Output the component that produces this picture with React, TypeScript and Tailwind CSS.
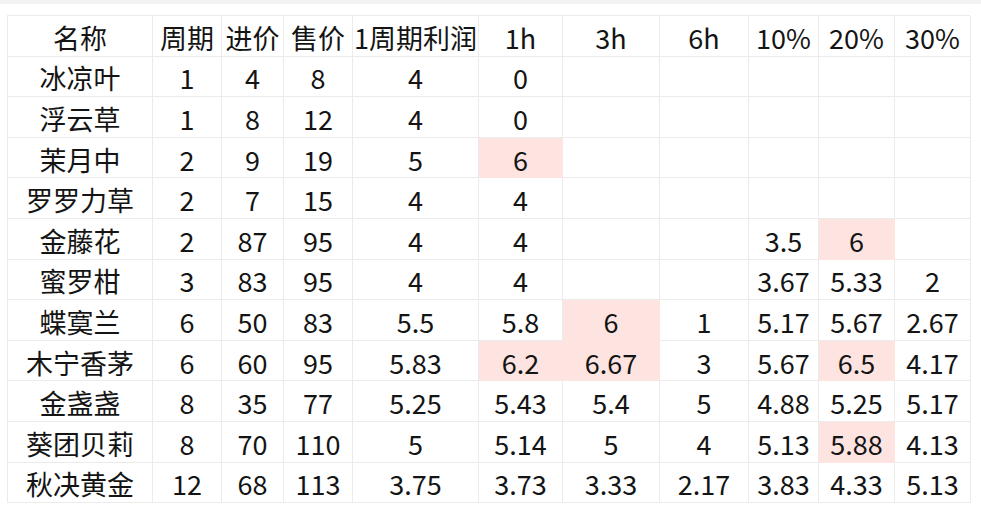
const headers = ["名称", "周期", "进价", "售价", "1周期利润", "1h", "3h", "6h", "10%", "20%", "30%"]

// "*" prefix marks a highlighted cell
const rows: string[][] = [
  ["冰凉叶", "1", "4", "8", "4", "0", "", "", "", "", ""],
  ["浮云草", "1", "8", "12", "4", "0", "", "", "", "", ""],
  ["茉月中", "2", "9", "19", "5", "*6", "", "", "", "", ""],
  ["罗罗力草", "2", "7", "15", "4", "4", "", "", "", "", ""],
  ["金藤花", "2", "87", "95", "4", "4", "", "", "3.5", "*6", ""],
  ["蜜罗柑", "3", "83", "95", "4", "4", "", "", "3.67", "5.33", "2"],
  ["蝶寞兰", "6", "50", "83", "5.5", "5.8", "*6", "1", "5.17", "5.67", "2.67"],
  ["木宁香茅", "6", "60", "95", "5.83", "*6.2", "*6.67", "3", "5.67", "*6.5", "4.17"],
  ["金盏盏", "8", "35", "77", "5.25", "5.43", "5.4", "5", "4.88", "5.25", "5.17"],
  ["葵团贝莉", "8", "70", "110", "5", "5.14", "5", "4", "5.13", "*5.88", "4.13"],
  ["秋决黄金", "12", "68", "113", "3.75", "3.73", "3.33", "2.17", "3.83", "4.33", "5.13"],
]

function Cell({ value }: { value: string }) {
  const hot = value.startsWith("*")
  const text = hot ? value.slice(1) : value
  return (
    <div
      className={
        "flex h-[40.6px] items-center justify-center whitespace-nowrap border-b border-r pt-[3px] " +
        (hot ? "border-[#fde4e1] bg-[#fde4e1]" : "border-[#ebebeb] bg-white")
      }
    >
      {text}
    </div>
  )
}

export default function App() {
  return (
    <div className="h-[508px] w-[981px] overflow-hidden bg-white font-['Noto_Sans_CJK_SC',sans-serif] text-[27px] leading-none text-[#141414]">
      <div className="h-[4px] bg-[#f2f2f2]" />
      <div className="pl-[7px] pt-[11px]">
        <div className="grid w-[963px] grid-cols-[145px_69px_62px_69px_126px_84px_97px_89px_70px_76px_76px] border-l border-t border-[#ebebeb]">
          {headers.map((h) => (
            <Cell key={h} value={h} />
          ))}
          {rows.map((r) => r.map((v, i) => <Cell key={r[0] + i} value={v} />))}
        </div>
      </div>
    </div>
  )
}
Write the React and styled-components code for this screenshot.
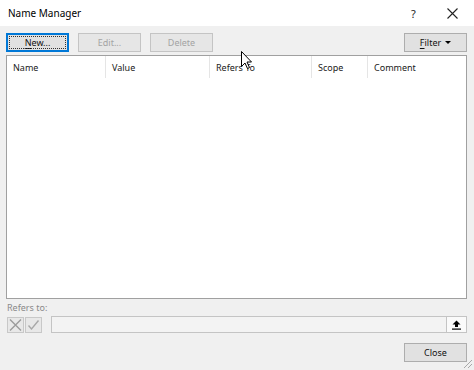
· · ·
* **Problem statement**: Reproduce the listing above exactly, excluding all pictures.

* **Task solution**:
Output the component that produces this picture with React, TypeScript and Tailwind CSS.
const headers = ["名称", "周期", "进价", "售价", "1周期利润", "1h", "3h", "6h", "10%", "20%", "30%"]

// "*" prefix marks a highlighted cell
const rows: string[][] = [
  ["冰凉叶", "1", "4", "8", "4", "0", "", "", "", "", ""],
  ["浮云草", "1", "8", "12", "4", "0", "", "", "", "", ""],
  ["茉月中", "2", "9", "19", "5", "*6", "", "", "", "", ""],
  ["罗罗力草", "2", "7", "15", "4", "4", "", "", "", "", ""],
  ["金藤花", "2", "87", "95", "4", "4", "", "", "3.5", "*6", ""],
  ["蜜罗柑", "3", "83", "95", "4", "4", "", "", "3.67", "5.33", "2"],
  ["蝶寞兰", "6", "50", "83", "5.5", "5.8", "*6", "1", "5.17", "5.67", "2.67"],
  ["木宁香茅", "6", "60", "95", "5.83", "*6.2", "*6.67", "3", "5.67", "*6.5", "4.17"],
  ["金盏盏", "8", "35", "77", "5.25", "5.43", "5.4", "5", "4.88", "5.25", "5.17"],
  ["葵团贝莉", "8", "70", "110", "5", "5.14", "5", "4", "5.13", "*5.88", "4.13"],
  ["秋决黄金", "12", "68", "113", "3.75", "3.73", "3.33", "2.17", "3.83", "4.33", "5.13"],
]

function Cell({ value }: { value: string }) {
  const hot = value.startsWith("*")
  const text = hot ? value.slice(1) : value
  return (
    <div
      className={
        "flex h-[40.6px] items-center justify-center whitespace-nowrap border-b border-r pt-[3px] " +
        (hot ? "border-[#fde4e1] bg-[#fde4e1]" : "border-[#ebebeb] bg-white")
      }
    >
      {text}
    </div>
  )
}

export default function App() {
  return (
    <div className="h-[508px] w-[981px] overflow-hidden bg-white font-['Noto_Sans_CJK_SC',sans-serif] text-[27px] leading-none text-[#141414]">
      <div className="h-[4px] bg-[#f2f2f2]" />
      <div className="pl-[7px] pt-[11px]">
        <div className="grid w-[963px] grid-cols-[145px_69px_62px_69px_126px_84px_97px_89px_70px_76px_76px] border-l border-t border-[#ebebeb]">
          {headers.map((h) => (
            <Cell key={h} value={h} />
          ))}
          {rows.map((r) => r.map((v, i) => <Cell key={r[0] + i} value={v} />))}
        </div>
      </div>
    </div>
  )
}
Write the React and styled-components code for this screenshot.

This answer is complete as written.